Using steel tubes with welded in treaded ends and heimjoints would create more centered force lines within the tubes, probably lessen the risk of buckling. In fact these aluminium tubes was an experiment and not really thought of as permanent stuff. And as everything I do on that car, it is only performed to see the outcome, an then drive to see the importance of those outcomes. In this case driving the car with a weak body equipped with standard springrates vs racing rates, then doing the same with a stiffer chassis.
So far I have seen the greatest influence for shock absorber settings.
I also find it interesting that these simple aluminium tubes gave this great result, since there is a lot discussions about tube diameters and selection of material. Well, tying to load even an aluminium tube takes some power, coud we stand on a match if possitioned perfect?
Goran

"Thanks for taking the time to explain your method, what did the Corvette chassis achieve?"

The Corvette had 19000Nm/dgr for the bare frame with the engine block mounted.

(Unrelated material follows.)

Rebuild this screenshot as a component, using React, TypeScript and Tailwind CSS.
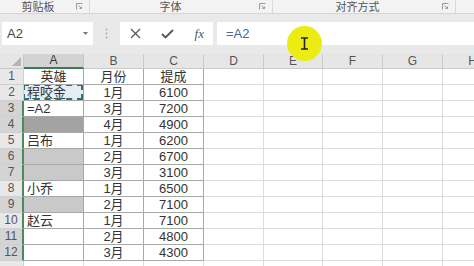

Then there is a large flat floor mounted diagonaling the whole underside.
A steel firevall front and rear of the driver section. the car was newer up for final twisting, we might look at this during the winter.
Goran

Hi Goran,

That makes sense. Yes, bracing the windscreen is a good idea.

When the Test Lab used to do this they'd plot the deflection along the rockers/rails of the car every 200mm, and then have a think about any kinks in that line.

You can see in the example I posted that there are obvious parts of the ladder frame that are weaker than others. If only we didn't need an engine and a rear suspension!